§ **Goal**
Using the material below, copy every line where "React" appears.

§ **Stored data**

..............................

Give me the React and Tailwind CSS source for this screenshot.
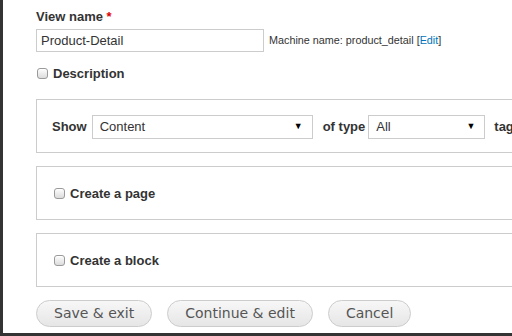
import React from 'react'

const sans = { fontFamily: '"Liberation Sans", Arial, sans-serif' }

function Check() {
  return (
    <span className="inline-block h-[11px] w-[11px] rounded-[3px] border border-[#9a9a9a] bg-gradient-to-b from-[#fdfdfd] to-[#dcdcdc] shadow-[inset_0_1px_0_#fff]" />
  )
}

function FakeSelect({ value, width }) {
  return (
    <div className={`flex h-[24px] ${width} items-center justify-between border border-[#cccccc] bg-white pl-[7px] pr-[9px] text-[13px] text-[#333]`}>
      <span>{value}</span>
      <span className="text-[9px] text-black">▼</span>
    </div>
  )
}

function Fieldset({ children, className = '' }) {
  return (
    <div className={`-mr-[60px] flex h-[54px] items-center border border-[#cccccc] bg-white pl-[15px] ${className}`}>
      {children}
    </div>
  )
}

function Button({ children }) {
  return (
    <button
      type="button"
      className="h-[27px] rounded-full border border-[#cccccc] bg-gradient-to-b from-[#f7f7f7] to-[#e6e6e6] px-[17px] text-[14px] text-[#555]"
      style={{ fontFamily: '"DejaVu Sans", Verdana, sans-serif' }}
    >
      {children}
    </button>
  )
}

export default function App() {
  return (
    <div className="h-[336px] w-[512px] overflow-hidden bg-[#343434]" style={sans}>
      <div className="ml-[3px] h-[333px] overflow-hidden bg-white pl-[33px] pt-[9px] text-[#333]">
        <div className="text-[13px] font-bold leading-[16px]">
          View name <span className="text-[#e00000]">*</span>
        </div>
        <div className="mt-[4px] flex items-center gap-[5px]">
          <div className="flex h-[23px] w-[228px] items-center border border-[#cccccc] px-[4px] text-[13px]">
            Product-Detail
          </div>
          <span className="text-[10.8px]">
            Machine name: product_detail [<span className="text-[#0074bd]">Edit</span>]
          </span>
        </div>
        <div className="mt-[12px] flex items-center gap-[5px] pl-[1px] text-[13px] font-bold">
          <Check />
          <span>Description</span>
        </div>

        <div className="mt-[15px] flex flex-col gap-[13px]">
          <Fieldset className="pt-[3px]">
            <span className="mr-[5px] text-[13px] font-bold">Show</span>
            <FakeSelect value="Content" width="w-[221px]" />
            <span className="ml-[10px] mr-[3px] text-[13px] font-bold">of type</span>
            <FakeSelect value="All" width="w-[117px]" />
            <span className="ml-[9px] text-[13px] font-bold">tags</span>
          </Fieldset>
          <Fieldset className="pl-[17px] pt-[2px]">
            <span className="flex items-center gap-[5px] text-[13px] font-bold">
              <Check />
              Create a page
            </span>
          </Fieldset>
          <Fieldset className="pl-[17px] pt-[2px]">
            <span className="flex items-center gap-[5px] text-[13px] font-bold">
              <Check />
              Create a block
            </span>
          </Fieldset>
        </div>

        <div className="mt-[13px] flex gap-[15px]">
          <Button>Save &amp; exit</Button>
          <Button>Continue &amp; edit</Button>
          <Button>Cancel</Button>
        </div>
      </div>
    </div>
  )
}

..............................

§ **Answer to the task**
Give me the React and Tailwind CSS source for this screenshot.
import React from 'react'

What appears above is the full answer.